The Secret Language of Grid Photography
Most folks think a power line is just a wire. It’s not. When you browse high-quality pictures of power lines, you’re actually looking at a specialized inventory of industrial components.
You’ll see those ceramic or glass "bells" hanging near the top. Those are insulators. Their job is to keep the electricity from jumping—or "arcing"—into the metal tower and grounding out. If you see a photo with a long string of these bells, you’re looking at a high-voltage transmission line, likely carrying hundreds of thousands of volts over hundreds of miles. Short strings? That’s probably your local distribution line, the kind that feeds your neighborhood transformer.

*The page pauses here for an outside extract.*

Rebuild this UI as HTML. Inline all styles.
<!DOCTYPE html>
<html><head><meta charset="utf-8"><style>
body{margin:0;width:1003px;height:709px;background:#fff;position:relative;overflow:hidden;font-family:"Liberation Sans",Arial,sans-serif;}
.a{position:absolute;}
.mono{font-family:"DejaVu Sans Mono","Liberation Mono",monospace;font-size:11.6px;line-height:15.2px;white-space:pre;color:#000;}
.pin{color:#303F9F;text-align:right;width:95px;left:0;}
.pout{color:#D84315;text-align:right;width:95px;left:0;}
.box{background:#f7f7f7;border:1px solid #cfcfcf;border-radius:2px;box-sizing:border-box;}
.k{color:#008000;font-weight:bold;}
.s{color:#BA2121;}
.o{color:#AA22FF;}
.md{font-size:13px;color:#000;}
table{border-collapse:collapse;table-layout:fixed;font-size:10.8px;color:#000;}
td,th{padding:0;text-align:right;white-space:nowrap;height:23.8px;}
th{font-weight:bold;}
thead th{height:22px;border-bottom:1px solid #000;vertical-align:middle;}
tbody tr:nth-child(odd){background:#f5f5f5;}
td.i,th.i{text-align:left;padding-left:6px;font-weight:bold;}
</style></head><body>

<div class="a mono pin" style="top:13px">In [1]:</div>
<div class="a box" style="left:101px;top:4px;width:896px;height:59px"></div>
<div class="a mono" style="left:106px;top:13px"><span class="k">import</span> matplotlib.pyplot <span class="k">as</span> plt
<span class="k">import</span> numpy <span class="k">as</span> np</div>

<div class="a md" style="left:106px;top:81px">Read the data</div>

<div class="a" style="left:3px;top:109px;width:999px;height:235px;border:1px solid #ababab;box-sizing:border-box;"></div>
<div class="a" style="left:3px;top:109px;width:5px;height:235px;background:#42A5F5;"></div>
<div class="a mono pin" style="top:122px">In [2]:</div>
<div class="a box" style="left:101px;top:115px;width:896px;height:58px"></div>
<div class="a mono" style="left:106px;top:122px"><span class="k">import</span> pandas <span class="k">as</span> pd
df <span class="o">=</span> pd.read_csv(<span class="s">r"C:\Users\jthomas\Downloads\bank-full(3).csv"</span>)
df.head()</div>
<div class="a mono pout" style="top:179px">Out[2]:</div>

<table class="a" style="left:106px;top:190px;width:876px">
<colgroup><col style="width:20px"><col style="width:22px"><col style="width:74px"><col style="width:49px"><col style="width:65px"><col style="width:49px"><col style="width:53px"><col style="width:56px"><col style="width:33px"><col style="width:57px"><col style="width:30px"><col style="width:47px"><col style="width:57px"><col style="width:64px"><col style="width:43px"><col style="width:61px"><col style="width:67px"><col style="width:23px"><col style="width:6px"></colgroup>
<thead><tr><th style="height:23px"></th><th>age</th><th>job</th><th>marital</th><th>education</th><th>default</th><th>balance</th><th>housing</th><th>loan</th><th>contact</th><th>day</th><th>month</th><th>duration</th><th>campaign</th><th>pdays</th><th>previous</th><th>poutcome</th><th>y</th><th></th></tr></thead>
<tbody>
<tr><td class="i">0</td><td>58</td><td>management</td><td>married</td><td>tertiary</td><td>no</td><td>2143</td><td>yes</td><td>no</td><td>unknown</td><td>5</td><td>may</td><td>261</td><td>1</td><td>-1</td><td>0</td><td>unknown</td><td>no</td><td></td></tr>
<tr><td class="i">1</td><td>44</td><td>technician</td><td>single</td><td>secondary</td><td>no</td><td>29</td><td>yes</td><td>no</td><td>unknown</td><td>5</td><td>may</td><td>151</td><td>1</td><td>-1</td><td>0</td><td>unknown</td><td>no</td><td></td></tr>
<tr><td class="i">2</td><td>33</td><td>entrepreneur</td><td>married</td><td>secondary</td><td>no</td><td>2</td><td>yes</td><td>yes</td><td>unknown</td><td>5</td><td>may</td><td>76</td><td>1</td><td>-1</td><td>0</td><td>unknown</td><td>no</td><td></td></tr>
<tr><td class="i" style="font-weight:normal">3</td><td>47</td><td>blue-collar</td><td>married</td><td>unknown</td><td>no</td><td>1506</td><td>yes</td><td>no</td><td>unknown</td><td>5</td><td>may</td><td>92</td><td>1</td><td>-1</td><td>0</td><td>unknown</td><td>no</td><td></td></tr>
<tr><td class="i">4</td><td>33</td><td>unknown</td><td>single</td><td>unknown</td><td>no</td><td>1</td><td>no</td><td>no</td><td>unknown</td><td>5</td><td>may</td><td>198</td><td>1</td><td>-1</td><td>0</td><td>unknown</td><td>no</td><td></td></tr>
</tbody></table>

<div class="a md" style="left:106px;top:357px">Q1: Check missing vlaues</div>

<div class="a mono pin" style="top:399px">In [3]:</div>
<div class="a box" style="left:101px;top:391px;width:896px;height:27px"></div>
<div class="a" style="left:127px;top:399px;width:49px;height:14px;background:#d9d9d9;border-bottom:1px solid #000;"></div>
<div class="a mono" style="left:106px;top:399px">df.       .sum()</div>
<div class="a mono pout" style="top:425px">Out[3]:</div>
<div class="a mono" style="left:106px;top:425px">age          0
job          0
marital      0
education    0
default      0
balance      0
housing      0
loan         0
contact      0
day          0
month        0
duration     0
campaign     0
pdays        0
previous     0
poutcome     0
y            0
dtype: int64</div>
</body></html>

Engineers like Dr. Alexandra von Meier from UC Berkeley have spent years discussing how these physical structures are the "nervous system" of our civilization. When photographers capture these images, they often catch the subtle details: the vibration dampers that look like little dumbbells hanging off the wires, or the colorful "bird balls" that prevent low-flying aircraft from clipping the lines. It’s a whole ecosystem of safety.
Why the Sag Matters
Ever notice how some pictures of power lines show the wires hanging really low? That’s not laziness. It’s thermodynamics. As electricity flows through a conductor, it generates heat. This heat causes the metal to expand. On a scorching summer day with high electrical demand, those lines can stretch significantly.
If a photographer captures a "sagging" line near a tree limb, they’ve documented a potential wildfire hazard. This is why utility companies spend millions on "vegetation management." They use LiDAR and high-resolution aerial photography to monitor these gaps. Honestly, the grid is basically a living, breathing thing that grows and shrinks with the sun.

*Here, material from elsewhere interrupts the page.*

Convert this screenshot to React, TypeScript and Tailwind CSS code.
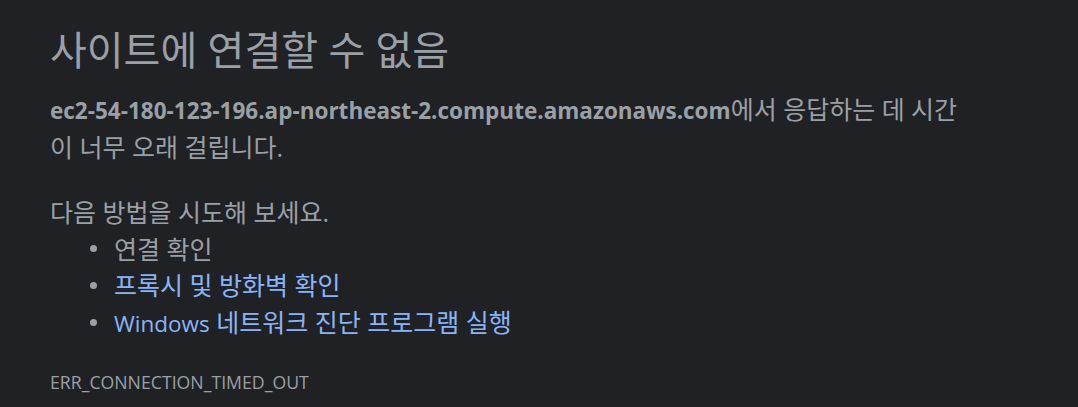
import React from "react";

const font = { fontFamily: '"Open Sans", "Noto Sans CJK KR", sans-serif' };

export default function App() {
  return (
    <div
      className="min-h-screen w-full bg-[#202124] text-[#9aa0a6] pl-[50px] pt-[27px] pb-[20px]"
      style={font}
    >
      <h1 className="text-[40px] leading-[46px] font-normal text-[#9aa0a6]">
        사이트에 연결할 수 없음
      </h1>
      <p className="mt-[18px] text-[25px] leading-[37px]">
        <span className="font-bold text-[22.5px]">ec2-54-180-123-196.ap-northeast-2.compute.amazonaws.com</span>
        에서 응답하는 데 시간
        <br />이 너무 오래 걸립니다.
      </p>
      <p className="mt-[28px] text-[25px] leading-[36.5px]">다음 방법을 시도해 보세요.</p>
      <ul className="text-[25px] leading-[36.5px]">
        <li className="flex items-center">
          <span className="ml-[40px] mr-[17px] h-[7px] w-[7px] rounded-full bg-[#9aa0a6]" />
          <span>연결 확인</span>
        </li>
        <li className="flex items-center">
          <span className="ml-[40px] mr-[17px] h-[7px] w-[7px] rounded-full bg-[#9aa0a6]" />
          <span className="text-[#8ab4f8]">프록시 및 방화벽 확인</span>
        </li>
        <li className="flex items-center">
          <span className="ml-[40px] mr-[17px] h-[7px] w-[7px] rounded-full bg-[#9aa0a6]" />
          <span className="text-[#8ab4f8]">
            <span className="text-[22.5px]">Windows</span> 네트워크 진단 프로그램 실행
          </span>
        </li>
      </ul>
      <div className="mt-[27px] text-[17.7px] leading-[27px]">ERR_CONNECTION_TIMED_OUT</div>
    </div>
  );
}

High Voltage vs. The Aesthetic
There’s a subculture of "infrastructure enthusiasts" who hunt for the perfect shot of a HVDC (High Voltage Direct Current) converter station. Why? Because DC lines look different. They usually only have two main conductors instead of the three-phase AC sets you see everywhere else.
Photographers often use long exposures at twilight to capture these lines. The contrast of the orange sunset against the sharp, cold geometry of the galvanized steel is a classic trope in industrial photography. But it serves a purpose beyond art. These images help document the state of our aging infrastructure. The American Society of Civil Engineers (ASCE) frequently points out that much of our grid is well past its intended 50-year lifespan. When you look at pictures of power lines that show rusted cross-arms or chipped insulators, you’re looking at a looming budget crisis.
The Problem with "Corona Discharge"
If you’ve ever seen a photo of a power line at night where there’s a faint purple glow around the wires, you’ve witnessed corona discharge. It’s basically the air around the wire becoming ionized because the voltage is so high. It looks cool in a photo, but to a utility company, it’s a sign of wasted energy and potential equipment failure. It’s literally electricity leaking into the atmosphere.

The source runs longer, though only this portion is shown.